## Task brief
Could you transcribe every record below exactly as written, leaving out any pictures?

Start Data provided

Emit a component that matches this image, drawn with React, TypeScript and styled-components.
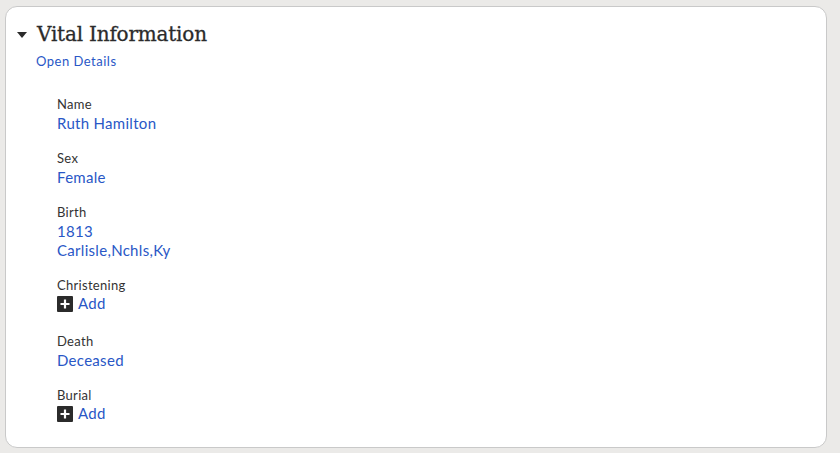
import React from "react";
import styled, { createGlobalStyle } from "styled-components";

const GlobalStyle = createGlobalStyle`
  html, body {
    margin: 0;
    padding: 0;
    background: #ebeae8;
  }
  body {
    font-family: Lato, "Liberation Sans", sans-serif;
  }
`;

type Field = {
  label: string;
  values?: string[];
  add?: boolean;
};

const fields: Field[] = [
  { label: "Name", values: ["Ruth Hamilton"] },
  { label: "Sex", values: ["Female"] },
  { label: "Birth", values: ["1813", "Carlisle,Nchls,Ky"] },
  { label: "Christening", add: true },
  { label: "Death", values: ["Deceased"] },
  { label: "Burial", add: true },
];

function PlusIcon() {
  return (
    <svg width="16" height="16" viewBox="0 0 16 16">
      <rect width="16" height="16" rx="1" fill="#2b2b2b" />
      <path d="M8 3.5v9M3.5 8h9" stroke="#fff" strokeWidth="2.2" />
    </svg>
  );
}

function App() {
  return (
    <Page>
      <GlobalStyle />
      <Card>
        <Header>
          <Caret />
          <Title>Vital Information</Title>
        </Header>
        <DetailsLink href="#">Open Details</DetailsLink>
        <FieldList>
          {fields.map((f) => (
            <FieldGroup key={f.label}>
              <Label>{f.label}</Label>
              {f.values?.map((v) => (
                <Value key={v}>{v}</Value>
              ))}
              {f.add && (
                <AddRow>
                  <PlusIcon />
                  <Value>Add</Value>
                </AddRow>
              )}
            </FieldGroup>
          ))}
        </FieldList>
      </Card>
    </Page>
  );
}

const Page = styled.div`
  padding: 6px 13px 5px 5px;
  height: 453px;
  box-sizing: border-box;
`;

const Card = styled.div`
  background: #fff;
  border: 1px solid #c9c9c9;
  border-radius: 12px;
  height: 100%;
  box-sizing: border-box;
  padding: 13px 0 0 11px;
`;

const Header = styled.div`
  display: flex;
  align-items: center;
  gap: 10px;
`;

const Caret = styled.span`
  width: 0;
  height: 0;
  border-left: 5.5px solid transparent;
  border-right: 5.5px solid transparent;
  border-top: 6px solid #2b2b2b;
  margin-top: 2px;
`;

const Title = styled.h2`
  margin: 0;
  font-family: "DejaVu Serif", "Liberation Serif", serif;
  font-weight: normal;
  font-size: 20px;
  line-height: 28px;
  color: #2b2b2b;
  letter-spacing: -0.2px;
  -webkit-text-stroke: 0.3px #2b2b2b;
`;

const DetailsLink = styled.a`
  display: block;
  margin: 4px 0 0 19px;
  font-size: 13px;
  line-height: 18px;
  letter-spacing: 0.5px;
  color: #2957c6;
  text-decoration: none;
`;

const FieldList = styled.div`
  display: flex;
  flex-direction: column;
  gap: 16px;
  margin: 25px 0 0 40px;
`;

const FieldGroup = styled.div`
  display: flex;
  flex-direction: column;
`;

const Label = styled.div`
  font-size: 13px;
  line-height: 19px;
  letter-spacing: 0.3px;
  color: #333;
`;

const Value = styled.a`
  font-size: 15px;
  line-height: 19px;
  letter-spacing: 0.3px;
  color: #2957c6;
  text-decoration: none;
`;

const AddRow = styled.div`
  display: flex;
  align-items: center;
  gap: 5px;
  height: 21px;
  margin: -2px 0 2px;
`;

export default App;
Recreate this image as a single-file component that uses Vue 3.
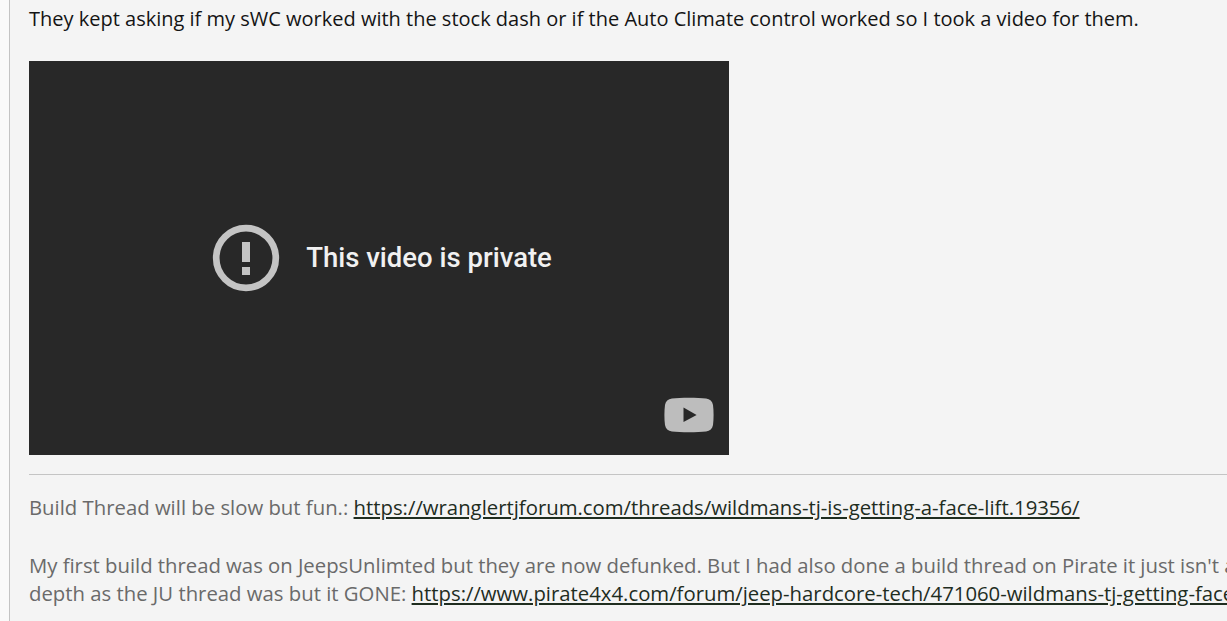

End Data provided

## Full solution
Emit a component that matches this image, drawn with React, TypeScript and styled-components.
import React from "react";
import styled, { createGlobalStyle } from "styled-components";

const GlobalStyle = createGlobalStyle`
  html, body {
    margin: 0;
    padding: 0;
    background: #ebeae8;
  }
  body {
    font-family: Lato, "Liberation Sans", sans-serif;
  }
`;

type Field = {
  label: string;
  values?: string[];
  add?: boolean;
};

const fields: Field[] = [
  { label: "Name", values: ["Ruth Hamilton"] },
  { label: "Sex", values: ["Female"] },
  { label: "Birth", values: ["1813", "Carlisle,Nchls,Ky"] },
  { label: "Christening", add: true },
  { label: "Death", values: ["Deceased"] },
  { label: "Burial", add: true },
];

function PlusIcon() {
  return (
    <svg width="16" height="16" viewBox="0 0 16 16">
      <rect width="16" height="16" rx="1" fill="#2b2b2b" />
      <path d="M8 3.5v9M3.5 8h9" stroke="#fff" strokeWidth="2.2" />
    </svg>
  );
}

function App() {
  return (
    <Page>
      <GlobalStyle />
      <Card>
        <Header>
          <Caret />
          <Title>Vital Information</Title>
        </Header>
        <DetailsLink href="#">Open Details</DetailsLink>
        <FieldList>
          {fields.map((f) => (
            <FieldGroup key={f.label}>
              <Label>{f.label}</Label>
              {f.values?.map((v) => (
                <Value key={v}>{v}</Value>
              ))}
              {f.add && (
                <AddRow>
                  <PlusIcon />
                  <Value>Add</Value>
                </AddRow>
              )}
            </FieldGroup>
          ))}
        </FieldList>
      </Card>
    </Page>
  );
}

const Page = styled.div`
  padding: 6px 13px 5px 5px;
  height: 453px;
  box-sizing: border-box;
`;

const Card = styled.div`
  background: #fff;
  border: 1px solid #c9c9c9;
  border-radius: 12px;
  height: 100%;
  box-sizing: border-box;
  padding: 13px 0 0 11px;
`;

const Header = styled.div`
  display: flex;
  align-items: center;
  gap: 10px;
`;

const Caret = styled.span`
  width: 0;
  height: 0;
  border-left: 5.5px solid transparent;
  border-right: 5.5px solid transparent;
  border-top: 6px solid #2b2b2b;
  margin-top: 2px;
`;

const Title = styled.h2`
  margin: 0;
  font-family: "DejaVu Serif", "Liberation Serif", serif;
  font-weight: normal;
  font-size: 20px;
  line-height: 28px;
  color: #2b2b2b;
  letter-spacing: -0.2px;
  -webkit-text-stroke: 0.3px #2b2b2b;
`;

const DetailsLink = styled.a`
  display: block;
  margin: 4px 0 0 19px;
  font-size: 13px;
  line-height: 18px;
  letter-spacing: 0.5px;
  color: #2957c6;
  text-decoration: none;
`;

const FieldList = styled.div`
  display: flex;
  flex-direction: column;
  gap: 16px;
  margin: 25px 0 0 40px;
`;

const FieldGroup = styled.div`
  display: flex;
  flex-direction: column;
`;

const Label = styled.div`
  font-size: 13px;
  line-height: 19px;
  letter-spacing: 0.3px;
  color: #333;
`;

const Value = styled.a`
  font-size: 15px;
  line-height: 19px;
  letter-spacing: 0.3px;
  color: #2957c6;
  text-decoration: none;
`;

const AddRow = styled.div`
  display: flex;
  align-items: center;
  gap: 5px;
  height: 21px;
  margin: -2px 0 2px;
`;

export default App;
Recreate this image as a single-file component that uses Vue 3.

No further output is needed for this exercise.